++++ SUPPLIED DATA
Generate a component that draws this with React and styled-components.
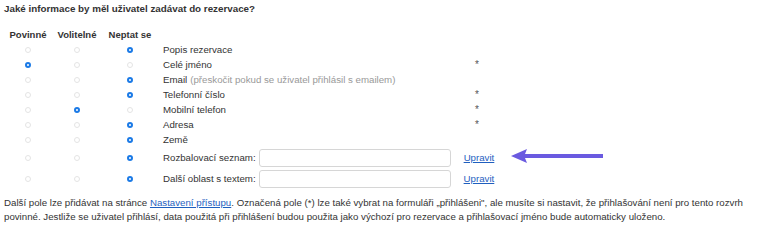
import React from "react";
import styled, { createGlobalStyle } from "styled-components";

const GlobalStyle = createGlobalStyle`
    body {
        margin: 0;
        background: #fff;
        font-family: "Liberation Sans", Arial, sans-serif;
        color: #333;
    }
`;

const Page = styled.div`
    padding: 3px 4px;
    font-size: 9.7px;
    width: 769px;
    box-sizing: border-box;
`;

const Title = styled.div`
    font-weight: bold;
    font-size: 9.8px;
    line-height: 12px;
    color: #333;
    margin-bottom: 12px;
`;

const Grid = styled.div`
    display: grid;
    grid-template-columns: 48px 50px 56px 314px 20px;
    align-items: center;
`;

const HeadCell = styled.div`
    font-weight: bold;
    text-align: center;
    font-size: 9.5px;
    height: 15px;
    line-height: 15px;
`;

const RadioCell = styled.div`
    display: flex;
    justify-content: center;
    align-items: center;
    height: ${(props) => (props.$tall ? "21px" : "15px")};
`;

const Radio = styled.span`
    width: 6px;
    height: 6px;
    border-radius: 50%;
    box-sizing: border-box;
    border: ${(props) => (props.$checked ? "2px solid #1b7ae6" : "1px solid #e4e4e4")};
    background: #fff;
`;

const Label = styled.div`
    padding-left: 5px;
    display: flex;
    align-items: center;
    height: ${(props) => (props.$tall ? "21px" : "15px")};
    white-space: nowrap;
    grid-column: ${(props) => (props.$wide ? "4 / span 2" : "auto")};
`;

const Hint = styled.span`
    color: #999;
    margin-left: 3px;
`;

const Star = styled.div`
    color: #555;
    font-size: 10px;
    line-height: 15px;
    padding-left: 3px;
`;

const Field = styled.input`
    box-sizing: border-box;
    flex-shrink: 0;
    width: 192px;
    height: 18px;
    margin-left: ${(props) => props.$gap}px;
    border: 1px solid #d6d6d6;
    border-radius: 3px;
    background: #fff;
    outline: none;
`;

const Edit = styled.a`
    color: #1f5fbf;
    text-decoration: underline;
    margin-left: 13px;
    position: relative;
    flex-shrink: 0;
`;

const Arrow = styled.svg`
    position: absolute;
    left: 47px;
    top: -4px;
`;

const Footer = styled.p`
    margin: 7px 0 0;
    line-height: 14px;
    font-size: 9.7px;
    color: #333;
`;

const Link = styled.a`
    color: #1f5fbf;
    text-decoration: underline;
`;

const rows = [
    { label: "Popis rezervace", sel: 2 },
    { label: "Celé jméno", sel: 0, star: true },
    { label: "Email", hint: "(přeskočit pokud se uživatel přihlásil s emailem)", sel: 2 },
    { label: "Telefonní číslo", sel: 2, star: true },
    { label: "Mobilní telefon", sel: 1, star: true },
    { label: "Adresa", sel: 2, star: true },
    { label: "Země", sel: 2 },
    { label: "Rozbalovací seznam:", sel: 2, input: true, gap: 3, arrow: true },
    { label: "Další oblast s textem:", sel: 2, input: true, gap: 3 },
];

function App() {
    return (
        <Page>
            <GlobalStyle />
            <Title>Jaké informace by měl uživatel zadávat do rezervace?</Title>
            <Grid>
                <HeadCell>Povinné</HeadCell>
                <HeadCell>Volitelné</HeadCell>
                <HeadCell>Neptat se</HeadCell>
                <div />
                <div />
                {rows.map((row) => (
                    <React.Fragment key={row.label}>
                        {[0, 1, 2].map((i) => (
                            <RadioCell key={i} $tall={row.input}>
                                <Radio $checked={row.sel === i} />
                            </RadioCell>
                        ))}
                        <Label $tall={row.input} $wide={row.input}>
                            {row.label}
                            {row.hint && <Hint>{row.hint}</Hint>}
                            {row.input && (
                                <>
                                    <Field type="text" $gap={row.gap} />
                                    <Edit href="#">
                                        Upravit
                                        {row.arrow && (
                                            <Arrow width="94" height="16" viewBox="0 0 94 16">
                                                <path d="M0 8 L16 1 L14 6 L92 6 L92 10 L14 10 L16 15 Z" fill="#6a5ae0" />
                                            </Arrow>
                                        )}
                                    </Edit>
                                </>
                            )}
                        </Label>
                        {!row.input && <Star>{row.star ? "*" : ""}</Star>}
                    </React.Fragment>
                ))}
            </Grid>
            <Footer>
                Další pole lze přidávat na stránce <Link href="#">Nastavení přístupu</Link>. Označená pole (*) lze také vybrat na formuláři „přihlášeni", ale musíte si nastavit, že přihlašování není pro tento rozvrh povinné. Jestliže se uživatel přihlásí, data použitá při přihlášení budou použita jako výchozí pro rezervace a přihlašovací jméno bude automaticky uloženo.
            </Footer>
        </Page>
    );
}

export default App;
++++++++
++++ SUPPLIED DATA
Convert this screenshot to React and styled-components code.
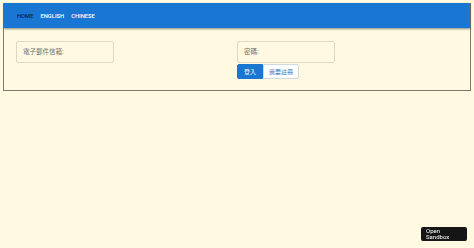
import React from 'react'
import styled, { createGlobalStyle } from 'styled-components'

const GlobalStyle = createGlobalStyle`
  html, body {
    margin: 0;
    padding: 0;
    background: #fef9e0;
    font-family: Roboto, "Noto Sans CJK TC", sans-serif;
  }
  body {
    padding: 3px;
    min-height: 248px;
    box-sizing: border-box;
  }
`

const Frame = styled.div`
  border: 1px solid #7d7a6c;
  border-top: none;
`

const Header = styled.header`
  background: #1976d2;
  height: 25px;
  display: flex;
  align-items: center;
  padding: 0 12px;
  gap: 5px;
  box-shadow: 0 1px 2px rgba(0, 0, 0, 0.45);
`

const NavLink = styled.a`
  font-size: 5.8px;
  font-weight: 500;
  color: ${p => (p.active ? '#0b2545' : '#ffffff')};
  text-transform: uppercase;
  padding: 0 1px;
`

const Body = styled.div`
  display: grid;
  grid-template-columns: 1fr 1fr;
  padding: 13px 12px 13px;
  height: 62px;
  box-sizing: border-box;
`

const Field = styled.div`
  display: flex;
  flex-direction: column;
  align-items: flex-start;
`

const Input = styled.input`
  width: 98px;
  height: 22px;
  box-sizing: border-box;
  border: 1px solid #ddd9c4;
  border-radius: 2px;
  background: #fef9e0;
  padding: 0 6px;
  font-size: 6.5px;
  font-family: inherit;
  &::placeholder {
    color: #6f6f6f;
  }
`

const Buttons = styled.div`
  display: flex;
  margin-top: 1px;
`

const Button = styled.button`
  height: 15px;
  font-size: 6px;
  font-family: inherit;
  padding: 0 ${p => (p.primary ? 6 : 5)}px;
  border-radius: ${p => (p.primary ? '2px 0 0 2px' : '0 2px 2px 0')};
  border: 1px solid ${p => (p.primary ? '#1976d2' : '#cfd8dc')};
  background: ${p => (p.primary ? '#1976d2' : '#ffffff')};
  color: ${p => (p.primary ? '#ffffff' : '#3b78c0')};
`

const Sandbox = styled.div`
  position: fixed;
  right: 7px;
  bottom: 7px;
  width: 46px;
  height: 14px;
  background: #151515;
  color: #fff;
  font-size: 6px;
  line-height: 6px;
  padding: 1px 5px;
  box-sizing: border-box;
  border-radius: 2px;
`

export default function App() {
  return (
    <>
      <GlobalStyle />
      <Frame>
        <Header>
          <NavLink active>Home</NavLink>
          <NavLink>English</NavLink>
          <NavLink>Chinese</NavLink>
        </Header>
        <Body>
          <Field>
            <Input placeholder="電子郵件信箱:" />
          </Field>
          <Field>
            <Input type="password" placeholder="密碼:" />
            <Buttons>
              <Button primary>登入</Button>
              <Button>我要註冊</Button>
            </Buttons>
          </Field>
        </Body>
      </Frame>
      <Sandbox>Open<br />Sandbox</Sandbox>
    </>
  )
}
++++++++
▸ **WHAT IS REQUIRED**
Gather from the data above every line with the string "components".

▸ **OUTPUT**
Generate a component that draws this with React and styled-components.
import styled, { createGlobalStyle } from "styled-components";
Convert this screenshot to React and styled-components code.
import styled, { createGlobalStyle } from 'styled-components'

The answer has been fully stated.